Regarding the budgetary deficit, the analysts maintained their forecasts for 2009 at 4.6 per cent of GDP, but they revised upwardly the estimations for 2010, from 3.3 per cent of GDP to 4 per cent of GDP.

"The Government borrowed RON 2.62 bln since the beginning of the year, most on short term, which is more than double compared to 2008, in order to cover the funding needs for the budgetary deficit, which are increasingly high," most recent report published by Erste reads.

The unemployment rate deepens to 7.2 pc

Erste worsened the estimations also related to the unemployment rate. Thus, the analysts revised upwardly the forecasts related to unemployment rate from 6.2 per cent to 7.2 per cent in 2009, and from 5.6 per cent to 6.8 per cent for next year.
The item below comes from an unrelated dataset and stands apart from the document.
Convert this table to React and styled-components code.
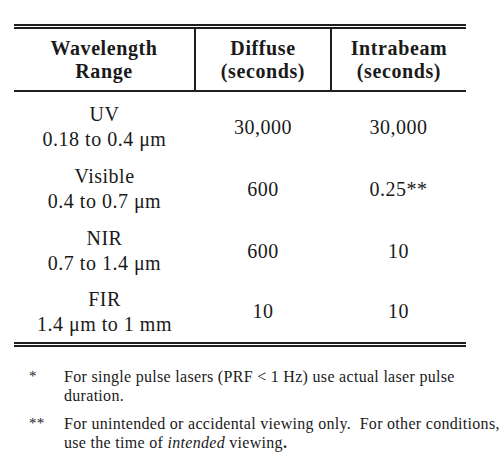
import { createGlobalStyle } from "styled-components"
import styled from "styled-components"

const serif = `"Liberation Serif", "Times New Roman", Tinos, "Nimbus Roman", FreeSerif, "DejaVu Serif", serif`

const GlobalStyle = createGlobalStyle`
  html, body {
    margin: 0;
    padding: 0;
    background: #ffffff;
  }
  body {
    font-family: ${serif};
    color: #1a1a1a;
  }
`;

const Page = styled.div`
  width: 500px;
  height: 456px;
  overflow: hidden;
  padding-top: 24px;
  box-sizing: border-box;
`;

const Table = styled.table`
  margin-left: 14px;
  width: 452px;
  border-collapse: collapse;
  table-layout: fixed;
  font-family: ${serif};
  border-top: 5px double #1e1e1e;
  border-bottom: 5px double #1e1e1e;
`;

const HeadRow = styled.tr`
  border-bottom: 2px solid #1e1e1e;
`;

const HeadCell = styled.th`
  height: 61px;
  padding: 0;
  font-size: 20px;
  font-weight: 700;
  letter-spacing: 0.6px;
  line-height: 23px;
  text-align: center;
  vertical-align: middle;
  border-left: ${({ $first }) => ($first ? "none" : "2px solid #1e1e1e")};
`;

const Spacer = styled.tr`
  height: 5px;
`;

const Row = styled.tr`
  height: 62px;
`;

const Cell = styled.td`
  padding: 0;
  font-size: 20px;
  letter-spacing: 0.5px;
  line-height: 25px;
  text-align: center;
  vertical-align: middle;
`;

const Notes = styled.div`
  margin-top: 20px;
  padding-left: 29px;
  display: flex;
  flex-direction: column;
  gap: 8px;
`;

const Note = styled.div`
  display: grid;
  grid-template-columns: 35px 1fr;
  font-size: 16px;
  letter-spacing: 0.3px;
  line-height: 19.5px;
  white-space: nowrap;
`;

const Mark = styled.span`
  font-size: 15px;
`;

const rows = [
  { name: "UV", range: "0.18 to 0.4 \u03bcm", diffuse: "30,000", intra: "30,000" },
  { name: "Visible", range: "0.4 to 0.7 \u03bcm", diffuse: "600", intra: "0.25**" },
  { name: "NIR", range: "0.7 to 1.4 \u03bcm", diffuse: "600", intra: "10" },
  { name: "FIR", range: "1.4 \u03bcm to 1 mm", diffuse: "10", intra: "10" },
]

const App = () => {
  return (
    <Page>
      <GlobalStyle />
      <Table>
        <colgroup>
          <col style={{ width: 181 }} />
          <col style={{ width: 136 }} />
          <col style={{ width: 135 }} />
        </colgroup>
        <thead>
          <HeadRow>
            <HeadCell $first>Wavelength<br />Range</HeadCell>
            <HeadCell>Diffuse<br />(seconds)</HeadCell>
            <HeadCell>Intrabeam<br />(seconds)</HeadCell>
          </HeadRow>
        </thead>
        <tbody>
          <Spacer />
          {rows.map((r) => (
            <Row key={r.name}>
              <Cell>{r.name}<br />{r.range}</Cell>
              <Cell>{r.diffuse}</Cell>
              <Cell>{r.intra}</Cell>
            </Row>
          ))}
        </tbody>
      </Table>
      <Notes>
        <Note>
          <Mark>*</Mark>
          <span>
            For single pulse lasers (PRF &lt; 1 Hz) use actual laser pulse<br />
            duration.
          </span>
        </Note>
        <Note>
          <Mark>**</Mark>
          <span>
            For unintended or accidental viewing only.&nbsp; For other conditions,<br />
            use the time of <i>intended</i> viewing<b>.</b>
          </span>
        </Note>
      </Notes>
    </Page>
  )
}

export default App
"The gross available revenues in Romania shall be affected by the slowdown in the economic activity and they could register an advance lower than zero, compared to the level estimated for 2008, 19 per cent. Considering our core scenario for 2009, which includes a strong raise in he unemployment rate to more than 7 per cent and an annual growth rate of average gross salaries close to zero, a significant contraction in the money dispatched from abroad, as well as 8 to 10 per cent advance in social assistance, the available gross income may reduce by an annual rate of 2-4 per cent," as Lucian Anghel, BCR chief economist, wrote in the report. He mentioned that the evolution of the gross available report depends highly on the future policy of salaries and social insurance to be pursued by the Government, mainly considering that 2009 is an electoral year.